▶ **Directions**:
Copy out every line in which the string "React" occurs.

#### Data shown ####

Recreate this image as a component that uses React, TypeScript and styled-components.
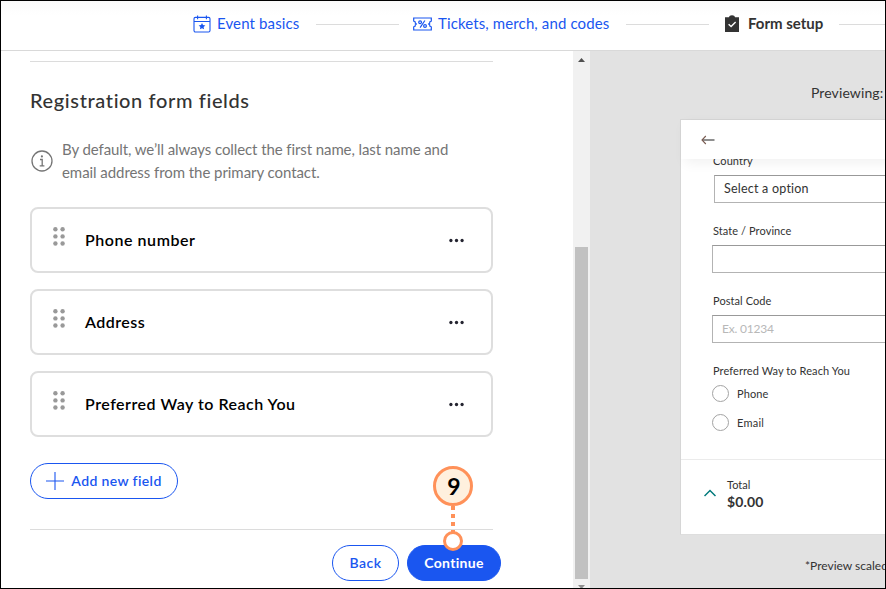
import React from "react";
import styled, { createGlobalStyle } from "styled-components";

const GlobalStyle = createGlobalStyle`
  *, *::before, *::after { box-sizing: border-box; }
  body { margin: 0; overflow: hidden; }
  button { font: inherit; padding: 0; margin: 0; cursor: pointer; }
  svg { display: block; flex: none; }
`;

const blue = "#1a56f0";
const orange = "#ff9159";

const Frame = styled.div`
  position: relative;
  width: 886px;
  height: 589px;
  display: flex;
  flex-direction: column;
  overflow: hidden;
  border: 1px solid #000;
  background: #fff;
  font-family: Lato, "Liberation Sans", sans-serif;
  color: #333;
`;

const Label = styled.span<{ $size: number; $weight?: number; $track?: number; $line?: number; $color?: string }>`
  display: block;
  white-space: nowrap;
  font-size: ${(p) => p.$size}px;
  font-weight: ${(p) => p.$weight ?? 400};
  letter-spacing: ${(p) => p.$track ?? 0}px;
  line-height: ${(p) => p.$line ?? 20}px;
  color: ${(p) => p.$color ?? "inherit"};
`;

const Stepper = styled.header`
  flex: none;
  height: 50px;
  display: flex;
  align-items: center;
  padding: 0 0 3px 192px;
  border-bottom: 1px solid #d9d9d9;
  background: linear-gradient(#fafafa, #fff 14px);
`;

const Step = styled.a<{ $width: number; $gap: number; $active?: boolean }>`
  flex: none;
  width: ${(p) => p.$width}px;
  display: flex;
  align-items: center;
  gap: ${(p) => p.$gap}px;
  color: ${(p) => (p.$active ? "#333" : blue)};
  & > span {
    padding-bottom: 1px;
    line-height: 19px;
  }
`;

const StepLine = styled.i<{ $width: number; $left: number; $right: number }>`
  flex: none;
  width: ${(p) => p.$width}px;
  height: 1px;
  margin: 0 ${(p) => p.$right}px 0 ${(p) => p.$left}px;
  background: #dcdcdc;
`;

const Body = styled.main`
  flex: 1;
  min-height: 0;
  display: flex;
`;

const Editor = styled.section`
  flex: none;
  width: 572px;
  padding: 10px 0 0 29px;
`;

const Divider = styled.hr`
  width: 463px;
  height: 1px;
  margin: 0;
  border: 0;
  background: #dcdcdc;
`;

const Heading = styled.h2`
  margin: 23px 0 0;
  font-size: 20px;
  line-height: 30px;
  font-weight: 500;
  letter-spacing: 0.62px;
`;

const Note = styled.div`
  display: flex;
  align-items: center;
  gap: 9px;
  height: 46px;
  margin: 23px 0 23px;
  padding-left: 1px;
  color: #757575;
`;

const Cards = styled.div`
  display: flex;
  flex-direction: column;
  gap: 16px;
`;

const Card = styled.article`
  width: 463px;
  height: 66px;
  display: flex;
  align-items: center;
  padding: 0 27px 0 21px;
  border: 2px solid #dedede;
  border-radius: 8px;
`;

const Grip = styled.svg`
  margin: -7px 20px 0 0;
`;

const More = styled.svg`
  margin-left: auto;
`;

const Button = styled.button<{ $width: number; $primary?: boolean }>`
  width: ${(p) => p.$width}px;
  height: 36px;
  display: flex;
  align-items: center;
  justify-content: center;
  gap: 7px;
  border: 1px solid ${blue};
  border-radius: 18px;
  background: ${(p) => (p.$primary ? blue : "#fff")};
  color: ${(p) => (p.$primary ? "#fff" : blue)};
`;

const AddRow = styled.div`
  margin: 26px 0 30px;
`;

const Actions = styled.div`
  display: flex;
  gap: 8px;
  margin: 15px 0 0 302px;
`;

const Scrollbar = styled.div`
  flex: none;
  width: 17px;
  display: flex;
  flex-direction: column;
  align-items: center;
  justify-content: space-between;
  background: #f1f1f1;
`;

const Thumb = styled.div`
  width: 13px;
  height: 332px;
  margin-top: 179px;
  background: #c1c1c1;
`;

const Preview = styled.aside`
  flex: 1;
  min-width: 0;
  overflow: hidden;
  padding: 32px 0 0 90px;
  background: #e2e2e2;
`;

const PreviewTitle = styled.div`
  margin-left: 131px;
`;

const Phone = styled.div`
  width: 320px;
  height: 416px;
  margin-top: 16px;
  display: flex;
  flex-direction: column;
  border: 1px solid #d6d6d6;
  border-bottom-color: #dedede;
  background: #fff;
`;

const PhoneBar = styled.div`
  position: relative;
  flex: none;
  height: 39px;
  display: flex;
  align-items: center;
  padding-left: 20px;
  background: #fff;
  box-shadow: 4px 4px 12px rgba(0, 0, 0, 0.06);
`;

const PhoneForm = styled.form`
  flex: 1;
  min-height: 0;
  padding-left: 31px;
  margin-top: -6px;
`;

const FieldLabel = styled.div`
  padding-left: 1px;
  font-size: 11px;
  line-height: 16px;
  letter-spacing: 0.08px;
  white-space: nowrap;
`;

const Field = styled.div<{ $inset?: number }>`
  height: 70px;
  & > :last-child {
    margin: 6px 0 0 ${(p) => p.$inset ?? 0}px;
  }
`;

const Control = styled.div`
  width: 300px;
  height: 28px;
  display: flex;
  align-items: center;
  padding-left: 9px;
  border: 1px solid #b3b3b3;
  border-top-color: #999;
  background: #fff;
`;

const RadioRow = styled.label`
  height: 29px;
  display: flex;
  align-items: center;
  gap: 8px;
  & > :last-child {
    padding-bottom: 1px;
    line-height: 19px;
  }
`;

const RadioDot = styled.span`
  width: 17px;
  height: 17px;
  border: 1px solid #a3a3a3;
  border-radius: 50%;
`;

const Summary = styled.footer`
  flex: none;
  height: 75px;
  display: flex;
  align-items: center;
  gap: 11px;
  padding: 0 0 6px 23px;
  border-top: 1px solid #ebebeb;
  & > svg {
    margin-top: -2px;
  }
`;

const Footnote = styled.div`
  margin: 21px 0 0 125px;
`;

const Callout = styled.div`
  position: absolute;
  left: 432px;
  top: 465px;
  width: 40px;
  display: flex;
  flex-direction: column;
  align-items: center;
`;

const CalloutNumber = styled.div`
  width: 40px;
  height: 40px;
  display: flex;
  align-items: center;
  justify-content: center;
  padding-left: 2px;
  border: 3px solid ${orange};
  border-radius: 50%;
  background: #fff0de;
  color: #000;
`;

const CalloutTarget = styled.div`
  width: 20px;
  height: 20px;
  margin-top: -1px;
  border: 3px solid ${orange};
  border-radius: 50%;
  background: #fff;
`;

const CalendarIcon = () => (
  <svg width="18" height="18" viewBox="0 0 18 18" fill="none" stroke={blue} strokeWidth="1.1">
    <rect x="1" y="2.4" width="16" height="14.6" rx="1.4" />
    <path d="M1 6.5H17M4.6 0.5V4.3M13.4 0.5V4.3" />
    <path d="M9 8l1 2.1 2.4.3-1.8 1.6.5 2.3L9 13.2l-2.1 1.1.5-2.3-1.8-1.6 2.4-.3z" fill={blue} stroke="none" />
  </svg>
);

const TicketIcon = () => (
  <svg width="19" height="14" viewBox="0 0 19 14" fill="none" stroke={blue} strokeWidth="1.2">
    <path d="M.7 1H18.3V4.2L16.8 4.8V6L15.7 7L16.8 8V9.2L18.3 9.8V13H.7V9.8L2.2 9.2V8L3.3 7L2.2 6V4.8L.7 4.2Z" />
    <path d="M11.9 3.5L7.1 10.6" />
    <circle cx="7.1" cy="5.2" r="1.4" />
    <circle cx="12" cy="9" r="1.4" />
  </svg>
);

const ClipboardIcon = () => (
  <svg width="16" height="18" viewBox="0 0 16 18">
    <path d="M1 2.3H4.9C5.3 1.2 6.2 .3 8 .3S10.7 1.2 11.1 2.3H15V17H1Z" fill="#333" />
    <path d="M4.6 9.2L7.1 11.5L11.6 7" fill="none" stroke="#fff" strokeWidth="1.4" />
  </svg>
);

const InfoIcon = () => (
  <svg width="22" height="22" viewBox="0 0 22 22" fill="none" stroke="#757575" strokeWidth="1.3">
    <circle cx="11" cy="11" r="10" />
    <path d="M9 9.5H11.2V15.8M8.7 15.9H13.4" />
    <circle cx="10.9" cy="6.4" r="1.1" fill="#757575" stroke="none" />
  </svg>
);

const GripIcon = () => (
  <Grip width="12" height="19" viewBox="0 0 12 19" fill="#999">
    {[2.3, 9.4, 16.5].map((y) => (
      <React.Fragment key={y}>
        <circle cx="2.4" cy={y} r="2.2" />
        <circle cx="9.6" cy={y} r="2.2" />
      </React.Fragment>
    ))}
  </Grip>
);

const MoreIcon = () => (
  <More width="15" height="5" viewBox="0 0 15 5" fill="#242430">
    <circle cx="1.9" cy="2.5" r="1.65" />
    <circle cx="7.5" cy="2.5" r="1.65" />
    <circle cx="13.1" cy="2.5" r="1.65" />
  </More>
);

const fields = [
  { name: "Phone number", track: 0.55 },
  { name: "Address", track: 0.45 },
  { name: "Preferred Way to Reach You", track: 0.5 },
];

export default function App() {
  return (
    <>
      <GlobalStyle />
      <Frame>
        <Stepper>
          <Step $width={107} $gap={6}>
            <CalendarIcon />
            <Label $size={15} $track={0.13}>Event basics</Label>
          </Step>
          <StepLine $width={83} $left={16} $right={14} />
          <Step $width={197} $gap={6}>
            <TicketIcon />
            <Label $size={15} $track={0.12}>Tickets, merch, and codes</Label>
          </Step>
          <StepLine $width={83} $left={16} $right={15} />
          <Step $width={100} $gap={8} $active>
            <ClipboardIcon />
            <Label $size={15} $weight={700}>Form setup</Label>
          </Step>
          <StepLine $width={83} $left={15} $right={0} />
        </Stepper>
        <Body>
          <Editor>
            <Divider />
            <Heading>Registration form fields</Heading>
            <Note>
              <InfoIcon />
              <div>
                <Label $size={15} $line={23} $track={-0.09}>By default, we’ll always collect the first name, last name and</Label>
                <Label $size={15} $line={23} $track={-0.06}>email address from the primary contact.</Label>
              </div>
            </Note>
            <Cards>
              {fields.map((f) => (
                <Card key={f.name}>
                  <GripIcon />
                  <Label $size={16} $weight={600} $track={f.track} $color="#000">{f.name}</Label>
                  <MoreIcon />
                </Card>
              ))}
            </Cards>
            <AddRow>
              <Button $width={148}>
                <svg width="18" height="18" viewBox="0 0 18 18" stroke={blue} strokeWidth="1.1">
                  <path d="M9 0V18M0 9H18" />
                </svg>
                <Label $size={14} $weight={600} $track={0.38}>Add new field</Label>
              </Button>
            </AddRow>
            <Divider />
            <Actions>
              <Button $width={67}><Label $size={14} $weight={600} $track={0.5}>Back</Label></Button>
              <Button $width={94} $primary><Label $size={14} $weight={700} $track={0.3}>Continue</Label></Button>
            </Actions>
          </Editor>
          <Scrollbar>
            <svg width="17" height="17" viewBox="0 0 17 17"><path d="M5 11L8.5 7L12 11Z" fill="#505050" /></svg>
            <Thumb />
            <svg width="17" height="9" viewBox="0 0 17 9"><path d="M5 6H12L8.5 10Z" fill="#909090" /></svg>
          </Scrollbar>
          <Preview>
            <PreviewTitle><Label $size={14} $track={0.1}>Previewing:</Label></PreviewTitle>
            <Phone>
              <PhoneBar>
                <svg width="14" height="10" viewBox="0 0 14 10" fill="none" strokeWidth="1.1">
                  <path d="M1 5H13.5" stroke="#333" />
                  <path d="M4.8 1L1 5L4.8 9" stroke="#795b50" />
                </svg>
              </PhoneBar>
              <PhoneForm>
                <Field $inset={2}>
                  <FieldLabel>Country</FieldLabel>
                  <Control><Label $size={12.5} $track={0.22}>Select a option</Label></Control>
                </Field>
                <Field>
                  <FieldLabel>State / Province</FieldLabel>
                  <Control />
                </Field>
                <Field>
                  <FieldLabel>Postal Code</FieldLabel>
                  <Control><Label $size={12} $track={-0.2} $color="#b8b8b8">Ex. 01234</Label></Control>
                </Field>
                <FieldLabel>Preferred Way to Reach You</FieldLabel>
                <RadioRow><RadioDot /><Label $size={11} $track={0.1}>Phone</Label></RadioRow>
                <RadioRow><RadioDot /><Label $size={11} $track={0.25}>Email</Label></RadioRow>
              </PhoneForm>
              <Summary>
                <svg width="12" height="8" viewBox="0 0 12 8" fill="none" stroke="#00797c" strokeWidth="1.5">
                  <path d="M.5 7L6 1.5L11.5 7" />
                </svg>
                <div>
                  <Label $size={11} $line={16}>Total</Label>
                  <Label $size={14} $weight={700} $line={18} $track={0.15}>$0.00</Label>
                </div>
              </Summary>
            </Phone>
            <Footnote><Label $size={12}>*Preview scaled</Label></Footnote>
          </Preview>
        </Body>
        <Callout>
          <CalloutNumber><Label $size={23} $weight={700} $line={28}>9</Label></CalloutNumber>
          <svg width="4" height="26" viewBox="0 0 4 26" fill={orange}>
            <path d="M0 0H4V4H0ZM0 8H4V12H0ZM0 16H4V20H0ZM0 24H4V26H0Z" />
          </svg>
          <CalloutTarget />
        </Callout>
      </Frame>
    </>
  );
}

####

▶ **Answer to the task**:
Recreate this image as a component that uses React, TypeScript and styled-components.
import React from "react";
      <React.Fragment key={y}>
      </React.Fragment>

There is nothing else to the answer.